Determining the requisite ownership requires defining both a capital interest and a profits interest. A capital interest represents a partner’s share in the assets upon a hypothetical liquidation, measured by the amount they would receive if the partnership sold all assets and distributed the proceeds. A profits interest grants the holder a share only in the future earnings and growth of the partnership.
The 50% threshold is met if the person or group holds a majority interest in either the capital or the profits. This calculation must include not only direct ownership but also ownership attributed from other parties, governed by cross-references to IRC Section 267.
IRC Section 707(b)(1) imposes a strict rule: no deduction is allowed for losses arising from the sale or exchange of property between related parties. If a partner sells property to the partnership and sustains a loss, that loss is permanently disallowed to the seller.

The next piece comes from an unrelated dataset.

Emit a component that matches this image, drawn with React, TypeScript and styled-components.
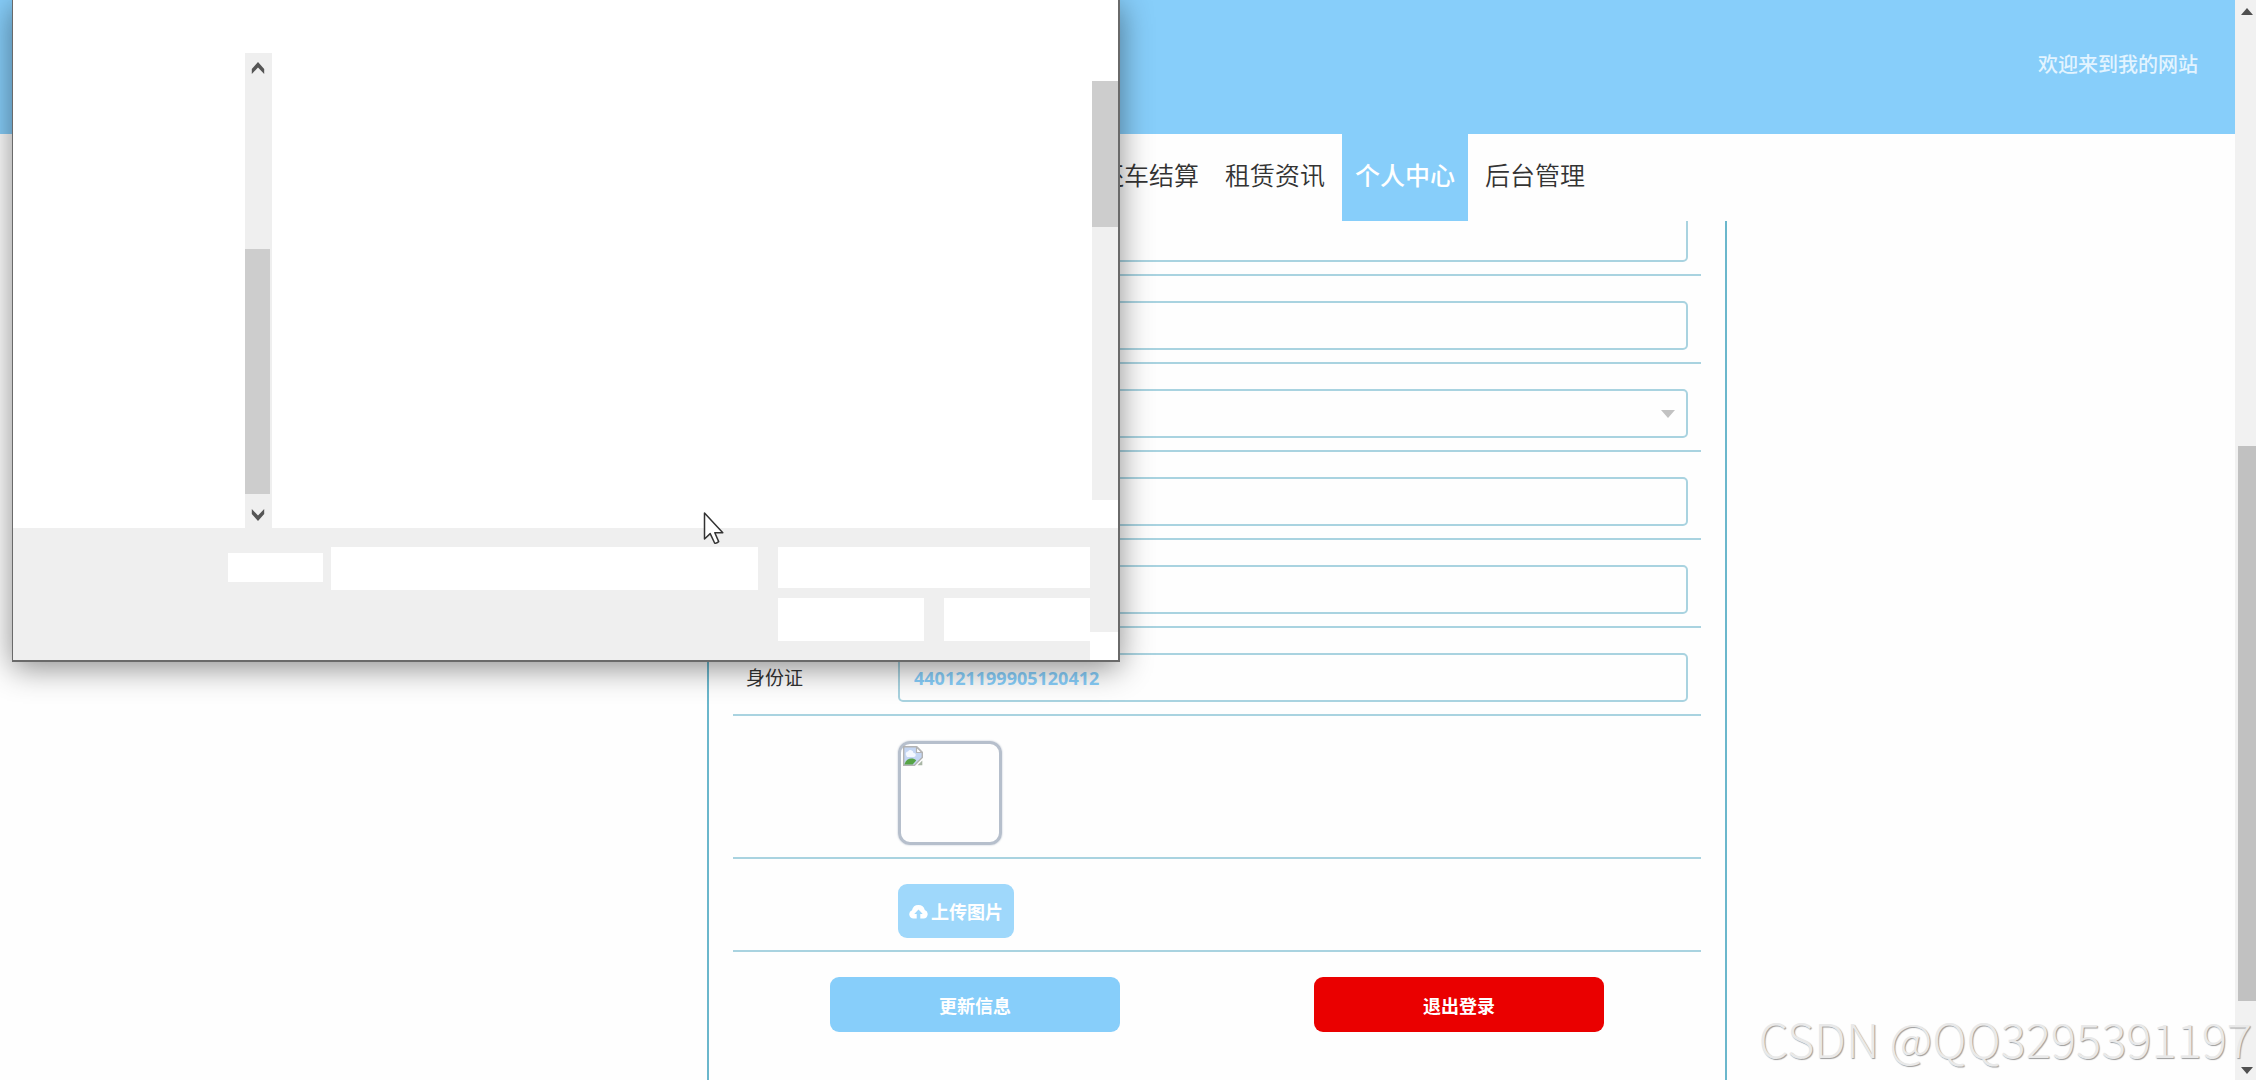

This disallowance applies to any loss realized on the transaction if the related party threshold is met, regardless of the economic justification for the sale. The seller cannot use the loss to offset other taxable gains.
The statute provides a mitigation rule for the buyer (the transferee). When the transferee later sells the property, any gain recognized is reduced by the amount of the loss that was previously disallowed to the transferor. This rule is detailed in IRC Section 267.
For example, assume Partner A, who holds a 60% interest, sells an asset with a basis of $100,000 to the partnership for $70,000, resulting in a disallowed loss of $30,000. If the partnership subsequently sells the asset to an unrelated third party for $110,000, the partnership’s realized gain of $40,000 is reduced by the $30,000 disallowed loss. The net taxable gain recognized by the partnership is thus only $10,000.
If the partnership sells the asset for less than the original $100,000 basis, such as $90,000, the mitigation rule does not apply. In this case, the partnership recognizes no gain. The mitigation only serves to reduce or eliminate the transferee’s subsequent gain.
The second major function of the statute is outlined in IRC Section 707(b)(2), which addresses the character of gain recognized on related party sales. This provision prevents a common tax strategy: converting high-tax-rate ordinary income into lower-tax-rate capital gain.
If a sale or exchange occurs between related parties and the property sold is not considered a capital asset in the hands of the transferee, any gain recognized by the transferor must be treated as ordinary income. This rule applies even if the property was a capital asset to the seller, effectively collapsing the distinction between the two parties for tax character purposes.
The property must be classified as “other than a capital asset” in the hands of the transferee to trigger the recharacterization. This classification includes items like inventory, stock in trade, and accounts receivable. It also includes depreciable property used in a trade or business, often referred to as Section 1231 property, if it is not held for investment.
For example, if a 60% partner sells land held for investment to their partnership, and the partnership begins developing that land for resale, the partner’s recognized gain is recharacterized as ordinary income. The partner must report this gain as ordinary income on their Form 1040. This treatment is designed to neutralize the tax benefit of the conversion.
The application of both the loss disallowance and gain recharacterization rules depends entirely on accurately calculating the “more than 50%” ownership threshold. This calculation requires applying the constructive ownership rules of IRC Section 267. Section 707(b)(3) mandates the use of these rules, specifically excluding the partner-to-partner attribution rule.
The family attribution rule is one of the most common applications. Under this rule, an individual is considered to own the interest owned, directly or indirectly, by or for their family. The definition of “family” is specific, including only brothers and sisters, spouse, ancestors, and lineal descendants.
A partner’s ownership interest is aggregated with the interests held by their parent, child, or sibling, even if those relatives are not themselves partners. For instance, if Partner A owns 30% and Partner A’s spouse owns 25%, Partner A is deemed to own 55%. This exceeds the 50% threshold and triggers Section 707(b).
Entity attribution rules also play a significant role. Ownership interests held by a corporation, estate, or trust are considered to be owned proportionately by its shareholders, beneficiaries, or partners. This prevents parties from using intermediate entities to mask the majority ownership required to meet the 50% test.
A crucial limitation is the rule against “sideways” or “double” family attribution. Interest constructively owned by an individual through family attribution cannot be re-attributed to another family member under the same rule. For example, an interest attributed from a father to a son cannot then be attributed from the son to the son’s spouse.
The constructive ownership rules also include option attribution. A person who holds an option to acquire an interest is considered to own the underlying interest. Correctly applying these mechanical rules ensures the 50% threshold measures economic control rather than just direct ownership.